*To do*
Counting only lines that hold "page", give the total and nothing more.

Collection entries
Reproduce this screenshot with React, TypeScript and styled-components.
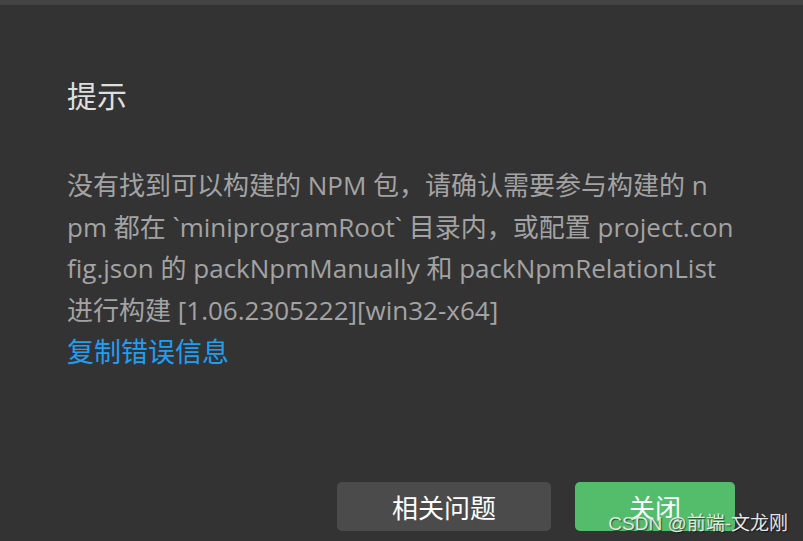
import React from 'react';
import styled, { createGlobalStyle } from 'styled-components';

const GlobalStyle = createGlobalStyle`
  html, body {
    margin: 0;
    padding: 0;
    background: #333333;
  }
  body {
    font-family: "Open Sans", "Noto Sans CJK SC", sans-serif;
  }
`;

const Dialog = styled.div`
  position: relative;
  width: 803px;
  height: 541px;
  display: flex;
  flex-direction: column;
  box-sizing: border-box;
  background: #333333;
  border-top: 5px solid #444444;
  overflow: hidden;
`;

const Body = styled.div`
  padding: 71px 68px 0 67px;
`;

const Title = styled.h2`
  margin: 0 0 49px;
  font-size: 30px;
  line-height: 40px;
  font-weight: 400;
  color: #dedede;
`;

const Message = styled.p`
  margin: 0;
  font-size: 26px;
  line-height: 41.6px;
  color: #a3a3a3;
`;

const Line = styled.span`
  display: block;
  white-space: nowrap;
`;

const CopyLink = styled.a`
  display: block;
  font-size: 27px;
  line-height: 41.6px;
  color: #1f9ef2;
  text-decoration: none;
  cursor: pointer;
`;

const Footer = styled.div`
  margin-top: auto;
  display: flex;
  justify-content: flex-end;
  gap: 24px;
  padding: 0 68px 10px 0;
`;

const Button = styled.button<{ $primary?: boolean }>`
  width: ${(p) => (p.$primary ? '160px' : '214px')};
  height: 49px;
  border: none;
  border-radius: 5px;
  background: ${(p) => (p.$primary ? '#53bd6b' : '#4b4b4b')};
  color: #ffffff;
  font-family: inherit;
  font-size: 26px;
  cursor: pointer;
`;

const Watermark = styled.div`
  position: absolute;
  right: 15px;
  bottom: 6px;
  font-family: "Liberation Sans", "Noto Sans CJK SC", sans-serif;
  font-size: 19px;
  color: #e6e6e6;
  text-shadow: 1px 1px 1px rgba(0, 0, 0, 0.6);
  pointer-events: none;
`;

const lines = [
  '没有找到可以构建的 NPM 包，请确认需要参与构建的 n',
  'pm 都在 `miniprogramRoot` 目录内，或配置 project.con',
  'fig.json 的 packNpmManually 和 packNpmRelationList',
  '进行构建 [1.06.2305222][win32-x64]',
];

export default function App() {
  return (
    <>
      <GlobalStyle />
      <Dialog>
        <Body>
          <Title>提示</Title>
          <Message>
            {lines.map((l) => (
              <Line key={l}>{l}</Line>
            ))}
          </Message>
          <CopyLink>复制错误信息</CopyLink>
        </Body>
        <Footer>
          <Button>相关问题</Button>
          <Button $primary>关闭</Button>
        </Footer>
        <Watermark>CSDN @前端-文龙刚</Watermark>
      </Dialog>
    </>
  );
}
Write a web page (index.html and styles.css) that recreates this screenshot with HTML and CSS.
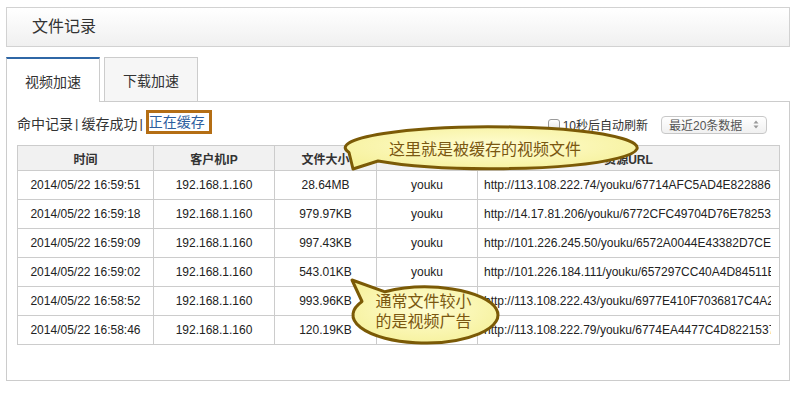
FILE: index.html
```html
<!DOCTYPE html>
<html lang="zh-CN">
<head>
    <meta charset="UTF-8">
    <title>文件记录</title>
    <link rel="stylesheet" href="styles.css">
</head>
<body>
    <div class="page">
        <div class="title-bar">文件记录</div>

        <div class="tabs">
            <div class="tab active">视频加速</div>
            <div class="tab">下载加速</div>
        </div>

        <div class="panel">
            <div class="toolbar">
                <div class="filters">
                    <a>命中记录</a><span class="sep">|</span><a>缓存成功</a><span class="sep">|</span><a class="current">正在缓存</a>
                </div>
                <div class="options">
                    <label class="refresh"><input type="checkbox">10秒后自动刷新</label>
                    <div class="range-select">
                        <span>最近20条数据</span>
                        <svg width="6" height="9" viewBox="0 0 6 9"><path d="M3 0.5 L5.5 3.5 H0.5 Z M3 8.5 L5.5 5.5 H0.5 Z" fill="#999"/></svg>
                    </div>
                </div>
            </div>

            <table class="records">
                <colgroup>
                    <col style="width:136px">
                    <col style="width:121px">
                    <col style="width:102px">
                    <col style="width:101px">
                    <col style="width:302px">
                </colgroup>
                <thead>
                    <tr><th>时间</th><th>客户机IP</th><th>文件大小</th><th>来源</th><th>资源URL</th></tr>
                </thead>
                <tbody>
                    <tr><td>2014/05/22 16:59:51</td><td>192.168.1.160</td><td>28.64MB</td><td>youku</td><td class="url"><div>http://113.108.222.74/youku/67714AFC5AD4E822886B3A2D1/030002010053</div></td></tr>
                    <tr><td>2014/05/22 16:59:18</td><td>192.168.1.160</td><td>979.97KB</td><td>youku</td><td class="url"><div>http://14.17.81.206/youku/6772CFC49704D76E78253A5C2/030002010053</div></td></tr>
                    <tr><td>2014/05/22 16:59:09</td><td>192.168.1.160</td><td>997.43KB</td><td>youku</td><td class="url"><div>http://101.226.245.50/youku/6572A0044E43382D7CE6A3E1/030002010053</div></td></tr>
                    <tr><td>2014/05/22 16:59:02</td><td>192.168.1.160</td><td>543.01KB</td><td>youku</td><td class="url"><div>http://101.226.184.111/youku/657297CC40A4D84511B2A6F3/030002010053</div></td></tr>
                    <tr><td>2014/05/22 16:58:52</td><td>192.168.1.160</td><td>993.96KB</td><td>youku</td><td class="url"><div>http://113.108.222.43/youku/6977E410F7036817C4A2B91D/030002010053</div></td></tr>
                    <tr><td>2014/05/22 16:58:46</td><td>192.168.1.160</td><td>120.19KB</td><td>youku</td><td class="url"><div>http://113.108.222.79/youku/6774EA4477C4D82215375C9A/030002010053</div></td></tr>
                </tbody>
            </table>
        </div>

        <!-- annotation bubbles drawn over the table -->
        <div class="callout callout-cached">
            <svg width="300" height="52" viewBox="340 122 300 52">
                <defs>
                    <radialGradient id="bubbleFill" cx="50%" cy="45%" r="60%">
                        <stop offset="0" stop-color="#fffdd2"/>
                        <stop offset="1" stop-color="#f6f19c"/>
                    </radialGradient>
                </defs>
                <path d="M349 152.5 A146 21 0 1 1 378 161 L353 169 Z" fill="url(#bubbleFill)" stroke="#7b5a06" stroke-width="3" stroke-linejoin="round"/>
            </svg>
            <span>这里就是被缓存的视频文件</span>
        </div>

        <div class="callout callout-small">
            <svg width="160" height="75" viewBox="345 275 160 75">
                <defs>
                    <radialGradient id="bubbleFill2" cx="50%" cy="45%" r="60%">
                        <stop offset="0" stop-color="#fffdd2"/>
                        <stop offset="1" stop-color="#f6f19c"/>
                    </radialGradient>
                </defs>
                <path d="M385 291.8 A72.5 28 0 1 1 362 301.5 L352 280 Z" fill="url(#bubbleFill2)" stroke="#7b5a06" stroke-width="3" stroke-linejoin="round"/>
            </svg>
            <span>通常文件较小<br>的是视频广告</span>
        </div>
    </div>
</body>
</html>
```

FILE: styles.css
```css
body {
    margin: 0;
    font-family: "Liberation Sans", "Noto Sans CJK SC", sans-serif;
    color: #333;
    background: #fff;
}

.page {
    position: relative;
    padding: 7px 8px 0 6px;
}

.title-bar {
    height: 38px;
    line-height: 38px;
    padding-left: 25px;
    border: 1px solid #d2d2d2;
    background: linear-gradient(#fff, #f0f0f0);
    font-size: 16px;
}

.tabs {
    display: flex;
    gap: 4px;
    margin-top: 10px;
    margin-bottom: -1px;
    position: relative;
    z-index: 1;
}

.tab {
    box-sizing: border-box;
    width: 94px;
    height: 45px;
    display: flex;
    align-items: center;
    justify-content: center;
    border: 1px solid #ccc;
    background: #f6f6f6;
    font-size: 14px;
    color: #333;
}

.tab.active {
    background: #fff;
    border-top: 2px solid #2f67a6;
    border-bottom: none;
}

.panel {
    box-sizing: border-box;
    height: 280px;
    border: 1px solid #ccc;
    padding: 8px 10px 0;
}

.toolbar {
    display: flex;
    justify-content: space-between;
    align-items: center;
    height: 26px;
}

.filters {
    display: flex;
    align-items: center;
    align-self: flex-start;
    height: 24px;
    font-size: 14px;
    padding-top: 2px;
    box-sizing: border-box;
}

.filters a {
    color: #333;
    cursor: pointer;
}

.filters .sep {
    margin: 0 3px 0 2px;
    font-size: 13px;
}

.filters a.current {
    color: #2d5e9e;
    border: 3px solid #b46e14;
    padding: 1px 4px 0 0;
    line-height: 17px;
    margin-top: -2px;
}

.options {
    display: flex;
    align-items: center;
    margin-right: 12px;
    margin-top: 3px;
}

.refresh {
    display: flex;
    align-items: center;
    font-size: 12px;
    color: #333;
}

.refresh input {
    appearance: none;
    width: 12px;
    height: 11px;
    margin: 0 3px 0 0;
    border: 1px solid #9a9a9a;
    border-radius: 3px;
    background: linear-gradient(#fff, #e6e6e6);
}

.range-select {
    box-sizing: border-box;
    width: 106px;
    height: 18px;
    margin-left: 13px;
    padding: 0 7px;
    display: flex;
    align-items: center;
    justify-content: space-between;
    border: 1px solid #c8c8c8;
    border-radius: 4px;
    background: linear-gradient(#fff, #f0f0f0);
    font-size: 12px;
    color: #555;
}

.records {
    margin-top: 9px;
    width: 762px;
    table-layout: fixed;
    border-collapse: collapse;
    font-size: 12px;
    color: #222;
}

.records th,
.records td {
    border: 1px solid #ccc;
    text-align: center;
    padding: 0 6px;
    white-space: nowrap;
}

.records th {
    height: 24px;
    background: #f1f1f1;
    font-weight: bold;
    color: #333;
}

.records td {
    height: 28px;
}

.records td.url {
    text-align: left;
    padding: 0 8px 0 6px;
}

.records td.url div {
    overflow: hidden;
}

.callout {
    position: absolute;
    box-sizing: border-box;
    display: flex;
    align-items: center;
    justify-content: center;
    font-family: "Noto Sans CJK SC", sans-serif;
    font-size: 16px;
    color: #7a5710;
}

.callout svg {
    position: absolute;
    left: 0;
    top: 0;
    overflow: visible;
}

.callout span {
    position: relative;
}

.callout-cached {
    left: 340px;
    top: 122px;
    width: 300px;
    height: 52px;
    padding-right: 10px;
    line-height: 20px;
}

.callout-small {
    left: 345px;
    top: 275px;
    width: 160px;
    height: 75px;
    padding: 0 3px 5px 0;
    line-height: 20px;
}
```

*Reply to the task*
3